:: Data supplied ::
※

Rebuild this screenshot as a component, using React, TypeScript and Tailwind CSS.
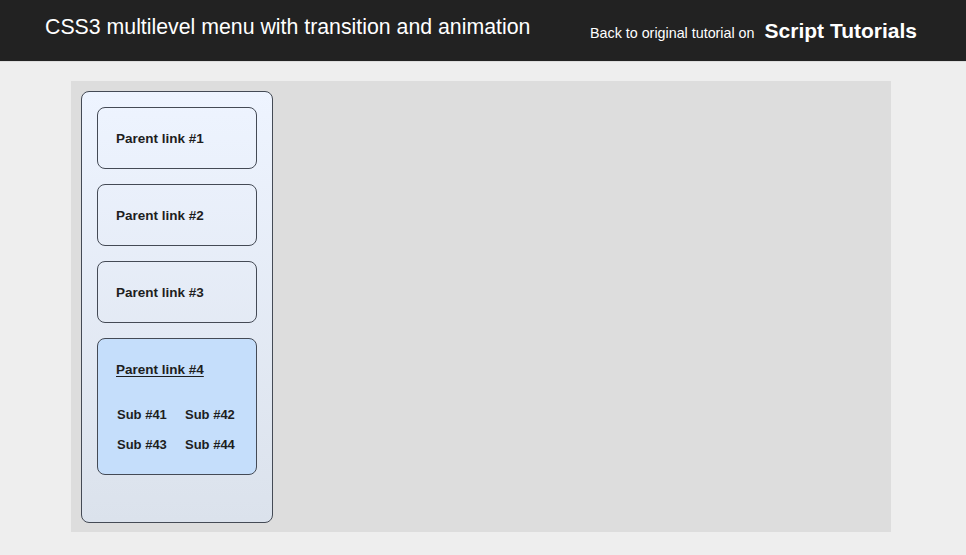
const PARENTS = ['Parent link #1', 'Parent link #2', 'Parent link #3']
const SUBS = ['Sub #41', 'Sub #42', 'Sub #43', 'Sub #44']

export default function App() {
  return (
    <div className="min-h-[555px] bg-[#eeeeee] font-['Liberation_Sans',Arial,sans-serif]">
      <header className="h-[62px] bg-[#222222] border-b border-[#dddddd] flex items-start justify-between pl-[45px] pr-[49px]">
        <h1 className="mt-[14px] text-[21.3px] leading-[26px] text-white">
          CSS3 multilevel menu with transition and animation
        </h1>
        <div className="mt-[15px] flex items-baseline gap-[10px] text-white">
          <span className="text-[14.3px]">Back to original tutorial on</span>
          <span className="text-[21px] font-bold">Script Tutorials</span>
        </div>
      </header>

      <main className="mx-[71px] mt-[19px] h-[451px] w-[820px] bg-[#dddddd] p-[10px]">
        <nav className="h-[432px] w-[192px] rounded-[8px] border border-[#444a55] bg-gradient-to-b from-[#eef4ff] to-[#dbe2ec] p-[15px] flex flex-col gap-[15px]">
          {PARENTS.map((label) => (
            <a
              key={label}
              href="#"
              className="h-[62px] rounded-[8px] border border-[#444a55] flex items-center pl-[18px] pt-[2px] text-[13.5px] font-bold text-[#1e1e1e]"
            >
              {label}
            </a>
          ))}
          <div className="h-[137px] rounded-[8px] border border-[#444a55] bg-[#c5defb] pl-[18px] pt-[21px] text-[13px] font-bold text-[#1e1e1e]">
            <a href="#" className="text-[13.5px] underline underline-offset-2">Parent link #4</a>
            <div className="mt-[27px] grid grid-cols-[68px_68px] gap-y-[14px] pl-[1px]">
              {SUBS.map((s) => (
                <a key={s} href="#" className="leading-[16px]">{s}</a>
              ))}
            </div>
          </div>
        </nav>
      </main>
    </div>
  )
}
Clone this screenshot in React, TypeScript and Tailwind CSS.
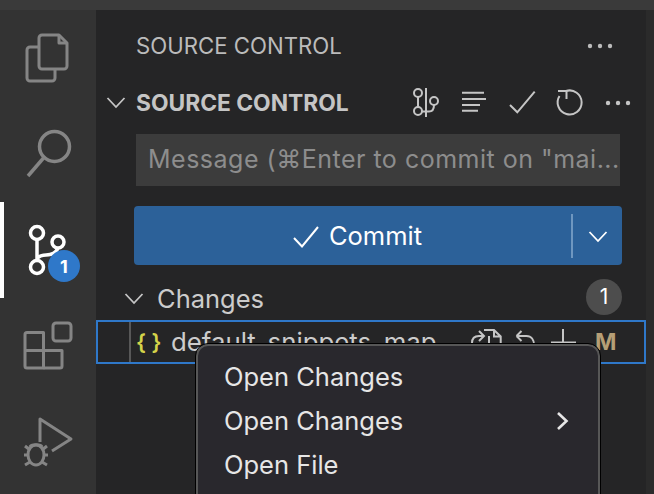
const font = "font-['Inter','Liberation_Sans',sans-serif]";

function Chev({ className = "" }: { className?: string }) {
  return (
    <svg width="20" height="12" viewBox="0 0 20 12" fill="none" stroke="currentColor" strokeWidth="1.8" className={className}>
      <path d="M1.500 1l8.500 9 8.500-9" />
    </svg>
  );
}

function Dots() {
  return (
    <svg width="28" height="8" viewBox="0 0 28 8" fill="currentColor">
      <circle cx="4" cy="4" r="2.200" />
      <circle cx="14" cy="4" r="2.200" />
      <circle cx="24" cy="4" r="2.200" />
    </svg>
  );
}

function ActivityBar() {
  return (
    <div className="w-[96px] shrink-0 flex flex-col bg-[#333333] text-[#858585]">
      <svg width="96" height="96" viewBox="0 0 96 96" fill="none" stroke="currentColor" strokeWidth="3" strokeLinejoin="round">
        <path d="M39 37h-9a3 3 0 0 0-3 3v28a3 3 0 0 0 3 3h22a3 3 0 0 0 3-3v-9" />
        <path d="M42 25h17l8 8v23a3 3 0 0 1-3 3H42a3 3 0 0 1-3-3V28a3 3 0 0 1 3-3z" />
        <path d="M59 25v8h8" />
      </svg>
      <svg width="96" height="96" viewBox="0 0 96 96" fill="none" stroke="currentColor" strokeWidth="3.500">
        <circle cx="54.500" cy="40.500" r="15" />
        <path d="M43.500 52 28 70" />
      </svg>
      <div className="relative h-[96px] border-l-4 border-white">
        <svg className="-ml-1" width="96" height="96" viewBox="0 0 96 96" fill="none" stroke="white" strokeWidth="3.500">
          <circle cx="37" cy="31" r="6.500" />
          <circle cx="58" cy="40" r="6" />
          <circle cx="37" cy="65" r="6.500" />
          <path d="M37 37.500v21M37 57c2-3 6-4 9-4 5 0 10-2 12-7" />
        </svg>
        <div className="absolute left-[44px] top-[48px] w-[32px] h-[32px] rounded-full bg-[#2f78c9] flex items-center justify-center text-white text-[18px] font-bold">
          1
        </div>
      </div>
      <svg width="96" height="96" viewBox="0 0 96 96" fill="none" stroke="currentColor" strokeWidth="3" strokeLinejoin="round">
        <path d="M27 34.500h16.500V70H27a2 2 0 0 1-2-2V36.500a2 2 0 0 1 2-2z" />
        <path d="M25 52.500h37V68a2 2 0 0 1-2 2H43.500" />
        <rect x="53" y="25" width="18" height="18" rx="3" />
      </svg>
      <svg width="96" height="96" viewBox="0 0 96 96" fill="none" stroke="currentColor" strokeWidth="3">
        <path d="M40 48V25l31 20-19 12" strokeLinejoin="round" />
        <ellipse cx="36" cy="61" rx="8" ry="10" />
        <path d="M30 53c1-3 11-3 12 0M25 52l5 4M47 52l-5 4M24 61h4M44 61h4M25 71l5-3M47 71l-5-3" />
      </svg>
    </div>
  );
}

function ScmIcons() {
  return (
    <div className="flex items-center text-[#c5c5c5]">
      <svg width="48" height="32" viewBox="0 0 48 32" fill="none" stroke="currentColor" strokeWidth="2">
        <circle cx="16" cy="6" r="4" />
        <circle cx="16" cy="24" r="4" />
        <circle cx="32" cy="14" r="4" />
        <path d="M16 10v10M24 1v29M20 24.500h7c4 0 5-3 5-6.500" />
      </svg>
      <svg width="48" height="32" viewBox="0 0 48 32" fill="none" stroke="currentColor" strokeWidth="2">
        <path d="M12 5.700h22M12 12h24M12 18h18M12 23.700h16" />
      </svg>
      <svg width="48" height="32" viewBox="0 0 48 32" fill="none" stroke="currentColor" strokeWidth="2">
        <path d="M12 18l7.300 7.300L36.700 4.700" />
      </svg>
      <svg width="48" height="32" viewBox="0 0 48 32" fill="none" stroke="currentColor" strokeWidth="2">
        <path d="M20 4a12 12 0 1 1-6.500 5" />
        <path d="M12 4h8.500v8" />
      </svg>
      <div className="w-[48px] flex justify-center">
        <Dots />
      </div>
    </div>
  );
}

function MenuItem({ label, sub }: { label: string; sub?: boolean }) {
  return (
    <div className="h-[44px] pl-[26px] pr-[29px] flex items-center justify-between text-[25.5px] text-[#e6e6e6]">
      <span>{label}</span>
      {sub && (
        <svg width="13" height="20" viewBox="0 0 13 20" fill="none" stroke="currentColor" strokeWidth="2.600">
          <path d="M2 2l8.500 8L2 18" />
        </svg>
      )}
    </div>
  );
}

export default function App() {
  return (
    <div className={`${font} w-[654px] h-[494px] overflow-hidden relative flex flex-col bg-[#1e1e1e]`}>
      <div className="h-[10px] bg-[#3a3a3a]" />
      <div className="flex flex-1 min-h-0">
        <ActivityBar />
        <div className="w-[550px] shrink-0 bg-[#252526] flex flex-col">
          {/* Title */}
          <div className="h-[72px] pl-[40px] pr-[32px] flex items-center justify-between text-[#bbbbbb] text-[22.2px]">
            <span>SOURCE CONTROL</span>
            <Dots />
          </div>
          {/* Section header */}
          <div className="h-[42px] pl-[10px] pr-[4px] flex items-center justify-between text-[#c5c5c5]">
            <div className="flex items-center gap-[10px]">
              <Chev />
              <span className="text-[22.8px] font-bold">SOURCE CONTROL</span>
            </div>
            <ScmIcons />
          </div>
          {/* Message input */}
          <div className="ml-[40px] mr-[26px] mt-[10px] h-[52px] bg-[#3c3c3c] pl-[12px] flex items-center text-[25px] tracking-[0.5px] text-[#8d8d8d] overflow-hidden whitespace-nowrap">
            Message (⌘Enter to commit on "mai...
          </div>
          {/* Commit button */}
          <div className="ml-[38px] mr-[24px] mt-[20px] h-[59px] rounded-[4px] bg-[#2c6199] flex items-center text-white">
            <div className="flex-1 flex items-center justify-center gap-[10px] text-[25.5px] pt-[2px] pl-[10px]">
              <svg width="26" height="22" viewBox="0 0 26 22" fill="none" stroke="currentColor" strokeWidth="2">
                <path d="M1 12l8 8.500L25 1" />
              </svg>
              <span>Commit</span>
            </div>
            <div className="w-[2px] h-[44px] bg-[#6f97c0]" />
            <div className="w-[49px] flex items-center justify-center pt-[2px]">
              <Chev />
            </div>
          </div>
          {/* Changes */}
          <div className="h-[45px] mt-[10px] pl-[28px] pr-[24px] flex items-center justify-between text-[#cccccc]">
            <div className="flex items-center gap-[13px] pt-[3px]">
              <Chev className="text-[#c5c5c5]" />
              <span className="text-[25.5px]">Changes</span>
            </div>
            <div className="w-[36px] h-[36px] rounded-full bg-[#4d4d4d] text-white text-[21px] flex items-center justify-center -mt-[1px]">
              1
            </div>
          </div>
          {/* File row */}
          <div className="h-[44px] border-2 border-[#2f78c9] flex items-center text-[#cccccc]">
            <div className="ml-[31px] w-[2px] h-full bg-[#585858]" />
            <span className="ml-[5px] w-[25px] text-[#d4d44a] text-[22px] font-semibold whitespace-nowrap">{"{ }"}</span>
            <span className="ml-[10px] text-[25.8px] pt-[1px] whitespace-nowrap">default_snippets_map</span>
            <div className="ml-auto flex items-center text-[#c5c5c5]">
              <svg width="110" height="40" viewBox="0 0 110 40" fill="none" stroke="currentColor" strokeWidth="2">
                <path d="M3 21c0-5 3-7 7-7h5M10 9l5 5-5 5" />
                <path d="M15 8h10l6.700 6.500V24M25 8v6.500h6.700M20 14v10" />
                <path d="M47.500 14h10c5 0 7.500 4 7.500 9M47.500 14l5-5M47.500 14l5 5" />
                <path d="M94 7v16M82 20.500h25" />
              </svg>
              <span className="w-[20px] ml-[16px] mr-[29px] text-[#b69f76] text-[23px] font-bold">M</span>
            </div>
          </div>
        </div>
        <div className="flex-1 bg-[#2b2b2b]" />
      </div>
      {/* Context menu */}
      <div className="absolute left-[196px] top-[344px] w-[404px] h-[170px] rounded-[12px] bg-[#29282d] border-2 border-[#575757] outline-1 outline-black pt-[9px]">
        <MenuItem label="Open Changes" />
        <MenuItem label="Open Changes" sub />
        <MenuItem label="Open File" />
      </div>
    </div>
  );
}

※

Up to and including the line containing "const SUBS = ['Sub", quote each line of the entries above from the very first, please, exactly and without images.

:: Result below ::
Rebuild this screenshot as a component, using React, TypeScript and Tailwind CSS.
const PARENTS = ['Parent link #1', 'Parent link #2', 'Parent link #3']
const SUBS = ['Sub #41', 'Sub #42', 'Sub #43', 'Sub #44']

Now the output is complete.